Lewis Linn McArthur (March 18, 1843 – May 10, 1897) was known as an American newspaper publisher, attorney, and state judge in Oregon. He served as a justice of the Oregon Supreme Court from 1870 to 1878.

His son Clifton Nesmith McArthur also became an attorney and served in the United States Congress. His second son, Lewis A. McArthur, was the first editor of the Oregon Geographic Names publications.

==Early life==
Lewis McArthur was born on March 18, 1843, in Portsmouth, Virginia. His father was a US naval officer and hydrologist, Lieutenant Commander William Pope McArthur, and his mother was Mary Stone (Young) McArthur. McArthur's father died at sea in 1850 while returning from a United States Coast Survey mission to survey the Oregon Coast. His father was the nephew of Missouri Senator Lewis F. Linn. Lewis McArthur grew up in Portsmouth and Baltimore, Maryland. He attended Dickinson College in Carlisle, Pennsylvania, in the class of 1861. He was briefly imprisoned in Washington as a Confederate spy in 1861, but was released in 1862. He was admitted to the bar in York County, Maine in 1864, and later that year he moved to Oregon to set up a practice in the developing state.

Once in Oregon, Mcarthur began working for various newspapers in Eastern Oregon before founding the Bedrock Democrat in 1870 at Baker City. He was the first city recorder for Umatilla, Oregon, after its incorporation. During this time, McArthur conducted some mining and also practiced law.

==Judicial career==
In 1870, McArthur won election to the Oregon Supreme Court. He was re-elected in 1876 to the state’s high court, but the term ended in 1878. That year the legislature reduced the number of sitting justices from five to three. Prior to 1878, Supreme Court justices rode circuit and sat on the Supreme Court bench. In 1878, the legislature split off the circuit court, and Supreme Court justices were given separate responsibilities.
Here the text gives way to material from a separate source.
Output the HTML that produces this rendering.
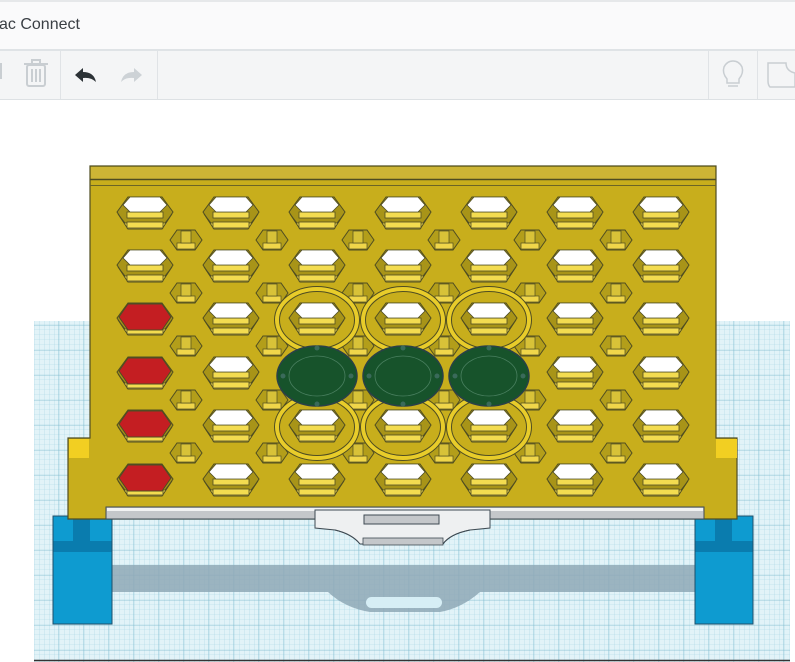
<!DOCTYPE html>
<html><head><meta charset="utf-8"><style>
body{margin:0;width:795px;height:662px;overflow:hidden;background:#fff;font-family:"Liberation Sans",sans-serif}
#hdr{position:absolute;left:0;top:0;width:795px;height:51px;background:#fafafb;border-top:2px solid #e6e8ea;box-sizing:border-box;border-bottom:2px solid #dfe3e6}
#hdr span{position:absolute;left:-1px;top:14px;font-size:16px;color:#3a3f44}
#tb{position:absolute;left:0;top:51px;width:795px;height:48px;background:#f4f5f6;border-bottom:1px solid #dde1e4}
</style></head><body>
<div id="hdr"><span>ac Connect</span></div>
<div id="tb">
<svg width="795" height="48" style="position:absolute;left:0;top:0">
<line x1="60.5" y1="0" x2="60.5" y2="48" stroke="#e0e3e6"/>
<line x1="157.5" y1="0" x2="157.5" y2="48" stroke="#e0e3e6"/>
<line x1="708.5" y1="0" x2="708.5" y2="48" stroke="#e0e3e6"/>
<line x1="757.5" y1="0" x2="757.5" y2="48" stroke="#e0e3e6"/>
<rect x="-2" y="12" width="4" height="16" fill="#c9ced2"/>
<g fill="none" stroke="#c9ced2" stroke-width="2"><rect x="27" y="14" width="18" height="21" rx="2"/><line x1="24" y1="13" x2="48" y2="13"/><rect x="32" y="9" width="8" height="4"/><line x1="32" y1="18" x2="32" y2="31"/><line x1="36" y1="18" x2="36" y2="31"/><line x1="40" y1="18" x2="40" y2="31"/></g>
<path d="M75 24 L83 17 L83 21 Q94 21 96 31 Q91 26 83 27 L83 31 Z" fill="#2c3236"/>
<path d="M142 24 L134 17 L134 21 Q123 21 121 31 Q126 26 134 27 L134 31 Z" fill="#cdd2d6"/>
<g fill="none" stroke="#c9ced2" stroke-width="1.5"><path d="M727 28 Q722 22 724 16 Q727 10 733 10 Q739 10 742 16 Q744 22 739 28 L739 32 L727 32 Z"/><line x1="728" y1="35" x2="738" y2="35"/><path d="M768 12 L786 12 Q786 20 795 22 L795 36 L770 36 Q768 34 768 30 Z"/></g>
</svg></div>
<svg width="795" height="562" style="position:absolute;left:0;top:100px" viewBox="0 100 795 562">
<defs>
<pattern id="g1" width="5" height="5" patternUnits="userSpaceOnUse"><path d="M5 0V5H0" fill="none" stroke="#a9d5e3" stroke-width="0.6"/></pattern>
<pattern id="g2" width="25" height="25" patternUnits="userSpaceOnUse" x="9" y="1"><path d="M25 0V25H0" fill="none" stroke="#7fbccf" stroke-width="0.8"/></pattern>
</defs>
<rect x="34" y="321" width="756" height="341" fill="#e2f3f8"/>
<rect x="34" y="321" width="756" height="341" fill="url(#g1)"/>
<rect x="34" y="321" width="756" height="341" fill="url(#g2)"/>
<line x1="34" y1="660.5" x2="790" y2="660.5" stroke="#333" stroke-width="1.5"/>
<path d="M112 565 L696 565 L696 592 L480 592 Q462 608 440 612 L370 612 Q345 608 328 592 L112 592 Z" fill="#8ea8b6" opacity="0.85"/>
<rect x="366" y="597" width="76" height="11" rx="5.5" fill="#d6eef5"/>
<g stroke="#1f4f6a" stroke-width="1">
<rect x="53" y="516" width="59" height="108" fill="#0e9bd0"/>
<rect x="695" y="516" width="58" height="108" fill="#0e9bd0"/>
</g>
<rect x="53.5" y="541" width="58" height="11" fill="#0a7cae"/>
<rect x="695.5" y="541" width="57" height="11" fill="#0a7cae"/>
<rect x="73" y="519" width="17" height="22" fill="#0a7cae"/>
<rect x="715" y="519" width="17" height="22" fill="#0a7cae"/>
<path d="M90 166 H716 V438 H737 V519 H68 V438 H90 Z" fill="#c8ae1c" stroke="#4f4d22" stroke-width="1.2"/>
<rect x="69" y="439" width="20" height="19" fill="#f2cf22"/>
<rect x="716" y="439" width="21" height="19" fill="#f2cf22"/>
<rect x="91" y="167" width="624" height="12" fill="#cdb535"/>
<line x1="90" y1="179.5" x2="716" y2="179.5" stroke="#4f4d22" stroke-width="1.5"/>
<line x1="90" y1="185.5" x2="716" y2="185.5" stroke="#6b6526" stroke-width="1"/>
<rect x="106" y="507" width="598" height="12" fill="#c4c7ca" stroke="#3e4a52" stroke-width="1"/>
<rect x="107" y="508" width="596" height="3" fill="#f2f3f3"/>
<path d="M315 510 H490 V528 L470 530 Q450 534 443 544 H360 Q352 534 335 530 L315 528 Z" fill="#eef0f1" stroke="#3e4a52"/>
<path d="M335 530 Q352 534 360 544 H443 Q450 534 470 530" fill="none" stroke="#3e4a52"/>
<rect x="363" y="538" width="80" height="7" fill="#c4c7ca" stroke="#3e4a52" stroke-width="0.8"/>
<rect x="364" y="515" width="75" height="9" fill="#c4c7ca" stroke="#3e4a52"/>
<g id="holes"></g>
</svg>
<script>
var g=document.getElementById('holes'),s='';
var xs=[145,231,317,403,489,575,661],ys=[212,265,318,372,425,479];
function big(x,y,red){
 s+='<polygon points="'+[x-28,y,x-17,y-15,x+17,y-15,x+28,y,x+17,y+17,x-17,y+17]+'" fill="#a89418" stroke="#4f4d22" stroke-width="1"/>';
 s+='<polygon points="'+[x-27,y+2,x-17,y+17,x+17,y+17,x+27,y+2,x+20,y+11,x-20,y+11]+'" fill="#e9d24a" stroke="#4f4d22" stroke-width="0.8"/>';
 s+='<rect x="'+(x-18)+'" y="'+(y)+'" width="36" height="6" fill="#f3dc50" stroke="#4f4d22" stroke-width="0.8"/>';
 s+='<rect x="'+(x-18)+'" y="'+(y+10)+'" width="36" height="6" fill="#f3dc50" stroke="#4f4d22" stroke-width="0.8"/>';
 if(red) s+='<polygon points="'+[x-26,y-1,x-17,y-14,x+17,y-14,x+26,y-1,x+17,y+12,x-17,y+12]+'" fill="#c41e22" stroke="#4f4d22" stroke-width="1"/>';
 else s+='<polygon points="'+[x-22,y-7,x-15,y-15,x+15,y-15,x+22,y-7,x+15,y,x-15,y]+'" fill="#fff" stroke="#4f4d22" stroke-width="0.8"/>';
}
function small(x,y){
 s+='<polygon points="'+[x-16,y,x-9,y-10,x+9,y-10,x+16,y,x+9,y+10,x-9,y+10]+'" fill="#b39e1a" stroke="#4f4d22" stroke-width="1"/>';
 s+='<rect x="'+(x-9)+'" y="'+(y+3)+'" width="18" height="6" fill="#f0d64a" stroke="#4f4d22" stroke-width="0.7"/>';
 s+='<rect x="'+(x-5)+'" y="'+(y-9)+'" width="10" height="12" fill="#d8c238" stroke="#4f4d22" stroke-width="0.7"/>';
}
var sy=[240,293,346,400,453];
for(var i=0;i<6;i++)for(var j=0;j<5;j++)small(186+86*i,sy[j]);
for(var i=0;i<7;i++)for(var j=0;j<6;j++)big(xs[i],ys[j],i==0&&j>=2);
[317,403,489].forEach(function(x){[318,425].forEach(function(y){
 s+='<ellipse cx="'+x+'" cy="'+(y+2)+'" rx="40" ry="31" fill="none" stroke="#4f4d22" stroke-width="6"/>';
 s+='<ellipse cx="'+x+'" cy="'+(y+2)+'" rx="40" ry="31" fill="none" stroke="#e8cc2a" stroke-width="4"/>';});
 s+='<ellipse cx="'+x+'" cy="376" rx="40" ry="30" fill="#17532b" stroke="#2a4048" stroke-width="1.5"/>';
 s+='<ellipse cx="'+x+'" cy="376" rx="28" ry="20" fill="none" stroke="#4a8060" stroke-width="0.8"/>';
 [[0,-28],[0,28],[-34,0],[34,0]].forEach(function(p){s+='<circle cx="'+(x+p[0])+'" cy="'+(376+p[1])+'" r="2.5" fill="#3a6a5a"/>';});
});
g.innerHTML=s;
</script>
</body></html>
McArthur returned to the bench as a circuit court judge in 1883, serving until 1886. In 1886, he was appointed as the United States Attorney for the state of Oregon, serving until 1890.

==Later life==
McArthur married Harriet K. Nesmith in 1878. Harriet was the daughter of Oregon Senator James W. Nesmith. They had two sons, Clifton Nesmith McArthur and Lewis A. McArthur. From 1890 until his death, Lewis Linn McArthur practiced law in Portland, Oregon. He died in Portland on May 10, 1897.

Clifton McArthur became an attorney and a politician, being elected to the US Congress from Oregon. He was the namesake for McArthur Court at the University of Oregon. Lewis A. McArthur started the Oregon Geographic Names series.